Meliton -- who trained as a bishop in France under a loophole that has since been closed -- said Turkey requires that the Patriarch and his bishops in the church be filled by Turkish-trained, Turkish citizens. Without Halki however, there are no training facilities in the country for Orthodox clergy. As the Patriarchate's staff ages, the future of the church is coming into question. "I don't know what will happen," said Meliton quietly, looking to the floor of his office, "We are 16 bishops, and nine of us are older than 75."

Several Turkish government officials declined interview requests for this article. However, Education Minister Huseyin Celik said last October that he was opposed the continued closure of the Halki seminary. Nevertheless, no government action has been taken to reopen it.

The fading viability of the Patriarchate poses a direct threat to the Greek community's continued existence in Turkey, some observers say. "The fact that there is a patriarchate with a global appeal and presence gives a raison d'etre to one of the oldest communities in Istanbul," said Alexis Alexandris, Greece's Consul General in Istanbul. Alexandris was born into the city's Greek community in 1951, but left 23 years later with his family. "If there wasn't the patriarchate, given the number of Greeks left in Istanbul, the existence of a minority would not be justified," Alexandris continued. "They would only be individuals."

Under terms of the 1923 Lausanne Treaty, the pact that led to modern Turkey's creation, Ankara pledged to protect the rights of ethnic minorities, including Greeks. But Turkey's steadfastly secular system brought all religious institutions under strict state oversight. Property that belonged to religious institutions had to be re-registered. Discrepancies in the titles to many Orthodox Church properties enabled Turkish authorities to seize them. The Turkish government also took legal possession of properties in areas where the Greek community fell below certain levels, either through population exchanges with Greece proper, or through expulsions. The Patriarchate has filed 26 cases with the European Court of Human Rights to recover some of the 18,000 properties it claims to have lost. Church officials are waiting for the court to rule on the cases.

Since the formal start of Turkey's European Union accession process, international attention has been fixed more closely on the Patriarchate's predicament, and, more broadly, on that of the Greek community. The Turkish government has sought to bring the country's legislative framework into compliance with EU standards, and as part of this effort, it has bolstered minority rights, opening the way for the Orthodox Church and other Greek entities to obtain new property. But church representatives and community leaders aren't so interested in obtaining new property as they are in securing the return of properties that have been appropriated by the state over the years.

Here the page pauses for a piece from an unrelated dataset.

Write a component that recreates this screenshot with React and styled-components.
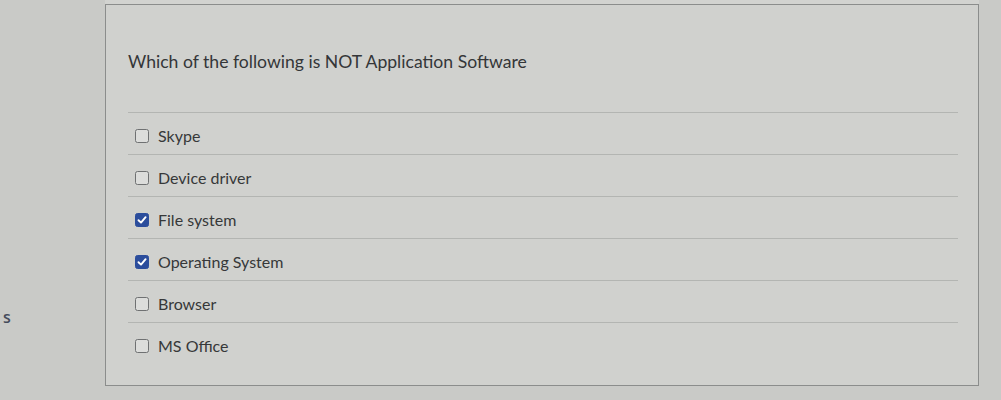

For many Greeks, the return of the Halki seminary is a top priority. "The debate over Halki has become a flash point for religious freedoms in Turkey," said Alexandris.

Some members of the European Union parliament -- such as Germany's Hans Gert Poettering, head the European People's Party (EPP) “ have expressed support for Orthodox church leaders on the Halki issue. During a visit to Turkey, Poettering cautioned Turkish officials that the continued closure of Halki could damage Turkey's image in some EU countries. "Failure to normalize relations with the Christians who live in Turkey can only fuel the mounting Islamophobia in west-European society," Poettering said in comments posted on the party's web site.

Supporters of the Patriarchate in the United States also are intensifying lobbying efforts. The Order of Saint Andrew the Apostle in New York City, along with several US senators, have urged US President George Bush to raise the church property issue with Turkish leaders.

Last November, Ecumenical Patriarch Bartholomew I invited Pope Benedict XVI to Istanbul for the Feast of Saint Anthony, but the Turkish government blocked the request. Many experts in Istanbul believe that the government's refusal was rooted in a desire to avoid stoking the Patriarchate's property issue.

Amid uncertainty, members of Greek community try to remain optimistic. Yanni Theodoru, 70, one of those who attended the recent Sunday services at Holy Trinity said he had faith the Patriarchate would get through its current time of troubles. "It doesn't matter if there are only five Greeks left in Istanbul," he said. "The Patriarchate has to continue, it's our lives. It's two thousand years worth of history.